An interesting thing about Madoff as well as the one that probably attracted otherwise intelligent people is that he wasn't offering spectacular returns. His returns were around 11% a year - something many funds provided as an average return over 10 year history at least until the recent crash. The key of course was "average" as opposed to year-after-year. The thing unusual about Madoff was his consistent return - in both good and bad years. But the fact that he wasn't offering 50% in 6 month but a "mere" 11% a year was what made supposedly savvy people like hedge fund managers believe him. They probably didn't think of his returns as "too good to be true". Even SEC looked the other way: as early as 1999 one hedge fund manager investigated Madoff's supposed strategy, determined it couldn't have possibly been true: not only a specific option trading strategy couldn't have achieved these returns, but at no point during the past years the number of PUTs and CALLs for specific companies was large enough to account for Madoff's investors. He decided it must be a Ponzi scheme and wrote to SEC about it. Nothing came out of it.

Madoff was also a family friend to many of his investor. That's I guess another moral - don't trust someone with your life savings just because it's a family friend.

Remember that commercial by Capital One, the credit card company with the catchy phrase, "What's in your wallet?" Well now you should ask "Whose in Your Wallet?" and if you don't know the answer you could end up with too much month at the end of the money.

I think the problem is that most people are inherently looking honest and always looking for opportunities. When you put those same values to work on different dishonest people when you have a problem. That is where and when these dishonest people take your money from you.

Another good one from Marotta.

I got an email a few days ago, supposedly from the CEO of NewLight Investments Co. He wanted to exchange links with me, but after looking at his site, I did not even respond. It definitely fits in the too-good-to-be-true category, if it's not an out-and-out scam. It's a really snazzy website, but the suggested returns and zero risk they advertise seem impossible. I am monitoring his website to make sure he does not link to my website, although I don't know quite what I will do if he does. If Marotta or FMF readers care to check out NewLight Investments, I'd be very interested in your reactions.

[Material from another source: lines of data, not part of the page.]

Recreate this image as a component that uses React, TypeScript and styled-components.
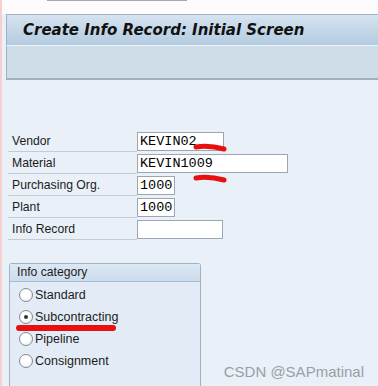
import React from 'react';
import styled, { createGlobalStyle } from 'styled-components';

const GlobalStyle = createGlobalStyle`
  html, body {
    margin: 0;
    padding: 0;
    background: #fdfbfb;
  }
  body {
    font-family: "Liberation Sans", Arial, sans-serif;
  }
`;

const Screen = styled.div`
  position: relative;
  width: 378px;
  height: 386px;
  overflow: hidden;
  box-sizing: border-box;
  border-left: 2px solid #f6cfcf;
  display: flex;
  flex-direction: column;
  background: #e9f0f8;
`;

const TopStrip = styled.div`
  height: 14px;
  background: #fdfbfb;
  display: flex;
  padding-left: 45px;
`;

const TopTab = styled.div`
  width: 140px;
  height: 1px;
  background: #a8a8a8;
`;

const Header = styled.div`
  margin-left: 4px;
  background: #fdfbfb;
  display: flex;
  flex-direction: column;
`;

const TitleBar = styled.div`
  height: 30px;
  border-top: 1px solid #9fb0c0;
  border-left: 1px solid #9fb0c0;
  background: linear-gradient(#d6e3f0, #b3cbe0);
  display: flex;
  align-items: center;
  padding-left: 16px;
`;

const Title = styled.h1`
  margin: 0;
  font-family: "DejaVu Sans", Verdana, sans-serif;
  font-size: 15px;
  font-weight: bold;
  font-style: italic;
  color: #111;
`;

const Toolbar = styled.div`
  height: 32px;
  border-top: 1px solid #eef3f8;
  border-left: 1px solid #9fb0c0;
  border-bottom: 2px solid #9fb0c0;
  background: #cfdde9;
`;

const Body = styled.div`
  flex: 1;
  display: flex;
  flex-direction: column;
  padding: 52px 0 0 6px;
`;

const Form = styled.div`
  display: flex;
  flex-direction: column;
  gap: 3px;
`;

const Row = styled.div`
  display: flex;
  align-items: flex-start;
  height: 19px;
`;

const Label = styled.div`
  width: 129px;
  height: 20px;
  box-sizing: border-box;
  padding-left: 4px;
  font-size: 12.2px;
  line-height: 19px;
  color: #1c1c1c;
  border-bottom: 1px solid #c3ccd6;
`;

const Input = styled.div<{ $w: number }>`
  width: ${(p) => p.$w}px;
  height: 19px;
  box-sizing: border-box;
  background: #fff;
  border: 1px solid #9aa6b2;
  padding-left: 2px;
  font-family: "Liberation Mono", "Courier New", monospace;
  font-size: 13.5px;
  line-height: 17px;
  color: #000;
  position: relative;
`;

const Mark = styled.svg`
  position: absolute;
  pointer-events: none;
`;

const Group = styled.div`
  margin-top: 24px;
  margin-left: 1px;
  width: 190px;
  flex: 1;
  border: 1px solid #9fb3c7;
  border-bottom: none;
  border-radius: 3px 3px 0 0;
  background: #e3ecf6;
  display: flex;
  flex-direction: column;
`;

const GroupHead = styled.div`
  height: 17px;
  padding-left: 7px;
  font-size: 12.2px;
  line-height: 16px;
  color: #1c1c1c;
  background: linear-gradient(#dce8f4, #cddcec);
  border-bottom: 1px solid #a9bdd0;
`;

const Options = styled.div`
  display: flex;
  flex-direction: column;
  gap: 6px;
  padding: 5px 0 0 9px;
`;

const Option = styled.label`
  display: flex;
  align-items: center;
  height: 16px;
  font-size: 12.5px;
  color: #1c1c1c;
  position: relative;
`;

const Radio = styled.span<{ $on?: boolean }>`
  width: 12px;
  height: 12px;
  border-radius: 50%;
  border: 1px solid #7f8a94;
  background: radial-gradient(circle at 40% 40%, #fff 40%, #e2e6ea);
  margin-right: 2px;
  display: flex;
  align-items: center;
  justify-content: center;
  &::after {
    content: '';
    width: 4px;
    height: 4px;
    border-radius: 50%;
    background: ${(p) => (p.$on ? '#333' : 'transparent')};
  }
`;

const Underline = styled.span`
  position: absolute;
  left: -3px;
  top: 16px;
  width: 100px;
  height: 6px;
  border-radius: 3px;
  background: #e8100f;
`;

const Watermark = styled.div`
  position: absolute;
  right: 14px;
  bottom: 6px;
  font-size: 15px;
  color: #9a9fa6;
`;

const fields = [
  { label: 'Vendor', value: 'KEVIN02', w: 87, mark: true },
  { label: 'Material', value: 'KEVIN1009', w: 151, mark: true },
  { label: 'Purchasing Org.', value: '1000', w: 38 },
  { label: 'Plant', value: '1000', w: 38 },
  { label: 'Info Record', value: '', w: 86 },
];

const categories = ['Standard', 'Subcontracting', 'Pipeline', 'Consignment'];

const App: React.FC = () => {
  return (
    <>
      <GlobalStyle />
      <Screen>
        <TopStrip>
          <TopTab />
        </TopStrip>
        <Header>
          <TitleBar>
            <Title>Create Info Record: Initial Screen</Title>
          </TitleBar>
          <Toolbar />
        </Header>
        <Body>
          <Form>
            {fields.map((f, i) => (
              <Row key={f.label}>
                <Label>{f.label}</Label>
                <Input $w={f.w}>
                  {f.value}
                  {f.mark && (
                    <Mark
                      width="34"
                      height="10"
                      viewBox="0 0 34 10"
                      style={{ left: 55, top: i === 0 ? 10 : 19 }}
                    >
                      <path
                        d="M3 4 Q16 2 31 6"
                        stroke="#e8100f"
                        strokeWidth="5"
                        strokeLinecap="round"
                        fill="none"
                      />
                    </Mark>
                  )}
                </Input>
              </Row>
            ))}
          </Form>
          <Group>
            <GroupHead>Info category</GroupHead>
            <Options>
              {categories.map((c) => (
                <Option key={c}>
                  <Radio $on={c === 'Subcontracting'} />
                  {c}
                  {c === 'Subcontracting' && <Underline />}
                </Option>
              ))}
            </Options>
          </Group>
        </Body>
        <Watermark>CSDN @SAPmatinal</Watermark>
      </Screen>
    </>
  );
};

export default App;
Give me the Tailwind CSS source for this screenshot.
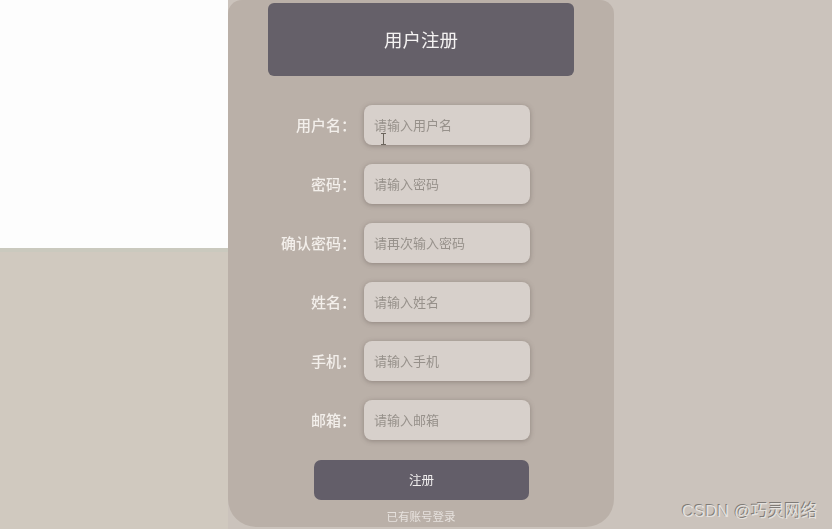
<!DOCTYPE html>
<html lang="zh">
<head>
    <meta charset="UTF-8">
    <title>用户注册</title>
    <script src="https://cdn.jsdelivr.net/npm/@tailwindcss/browser@4"></script>
</head>
<body class="overflow-hidden bg-[#cbc3bc]">
    <div class="relative flex h-[529px] w-[832px] overflow-hidden font-['Noto_Sans_CJK_SC','Liberation_Sans',sans-serif]">
        <!-- left side -->
        <div class="flex w-[228px] flex-col">
            <div class="h-[248px] bg-[#fdfdfd]"></div>
            <div class="h-[4px] bg-[#cac9be]"></div>
            <div class="flex-1 bg-[#d0c9bf]"></div>
        </div>

        <!-- register card -->
        <div class="h-[527px] w-[386px] rounded-t-[14px] rounded-b-[28px] bg-[#bab0a8] pt-[3px] blur-[0.4px]">
            <div class="mx-[40px] flex h-[73px] w-[306px] items-center justify-center rounded-[6px] bg-[#656069] text-[18.5px] text-[#f4f2f2]">用户注册</div>

            <form class="mt-[29px] flex flex-col gap-[19px]">
                <div class="flex items-center">
                    <label class="w-[128px] text-right text-[15px] font-medium text-[#f3efeb]">用户名：</label>
                    <div class="ml-[8px] flex h-[40px] w-[166px] items-center rounded-[8px] bg-[#d7d0cb] pl-[10px] text-[13px] text-[#97918b] shadow-[0_1px_5px_rgba(90,80,75,0.45)]">请输入用户名</div>
                </div>
                <div class="flex items-center">
                    <label class="w-[128px] text-right text-[15px] font-medium text-[#f3efeb]">密码：</label>
                    <div class="ml-[8px] flex h-[40px] w-[166px] items-center rounded-[8px] bg-[#d7d0cb] pl-[10px] text-[13px] text-[#97918b] shadow-[0_1px_5px_rgba(90,80,75,0.45)]">请输入密码</div>
                </div>
                <div class="flex items-center">
                    <label class="w-[128px] text-right text-[15px] font-medium text-[#f3efeb]">确认密码：</label>
                    <div class="ml-[8px] flex h-[40px] w-[166px] items-center rounded-[8px] bg-[#d7d0cb] pl-[10px] text-[13px] text-[#97918b] shadow-[0_1px_5px_rgba(90,80,75,0.45)]">请再次输入密码</div>
                </div>
                <div class="flex items-center">
                    <label class="w-[128px] text-right text-[15px] font-medium text-[#f3efeb]">姓名：</label>
                    <div class="ml-[8px] flex h-[40px] w-[166px] items-center rounded-[8px] bg-[#d7d0cb] pl-[10px] text-[13px] text-[#97918b] shadow-[0_1px_5px_rgba(90,80,75,0.45)]">请输入姓名</div>
                </div>
                <div class="flex items-center">
                    <label class="w-[128px] text-right text-[15px] font-medium text-[#f3efeb]">手机：</label>
                    <div class="ml-[8px] flex h-[40px] w-[166px] items-center rounded-[8px] bg-[#d7d0cb] pl-[10px] text-[13px] text-[#97918b] shadow-[0_1px_5px_rgba(90,80,75,0.45)]">请输入手机</div>
                </div>
                <div class="flex items-center">
                    <label class="w-[128px] text-right text-[15px] font-medium text-[#f3efeb]">邮箱：</label>
                    <div class="ml-[8px] flex h-[40px] w-[166px] items-center rounded-[8px] bg-[#d7d0cb] pl-[10px] text-[13px] text-[#97918b] shadow-[0_1px_5px_rgba(90,80,75,0.45)]">请输入邮箱</div>
                </div>
                <div class="mt-[1px] ml-[86px] flex h-[40px] w-[215px] items-center justify-center rounded-[7px] bg-[#635e69] text-[12.5px] text-[#f0eeee]">注册</div>
            </form>
            <p class="mt-[8px] text-center text-[11.5px] leading-[16px] text-[#e6e1dd]">已有账号登录</p>
        </div>

        <!-- right side -->
        <div class="flex-1 bg-[#cbc3bc]"></div>

        <!-- text cursor over the first input -->
        <svg class="absolute left-[380px] top-[133px]" width="7" height="12" viewBox="0 0 7 12" fill="none" stroke="#6b655c" stroke-width="1">
            <path d="M1 .5h5M3.500 .5v11M1 11.500h5"/>
        </svg>

        <!-- watermark -->
        <div class="absolute right-[14px] top-[501px] text-[16.5px] leading-[20px] tracking-[0.2px] text-[#e4e1de] [text-shadow:-1px_-1px_0_#7f7b77] font-['Liberation_Sans','Noto_Sans_CJK_SC',sans-serif]">CSDN @巧灵网络</div>
    </div>
</body>
</html>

In response to the NewLight Investments site: It's not even a very good scam. It has no specifics whatsoever, numerous spelling mistakes, no "client testimonials", etc. I have seen better cons from the famous Nigerian 419 scams.

Maybe this is a test to see how stupid people are? Or maybe put up as an educational tool by a legitimate company to then reply to inquiries and explain why the respondent needs help. (Like the US government once put up a site and informed respondednts about ID theft.)

Or maybe it's simply a new way to distribute viruses.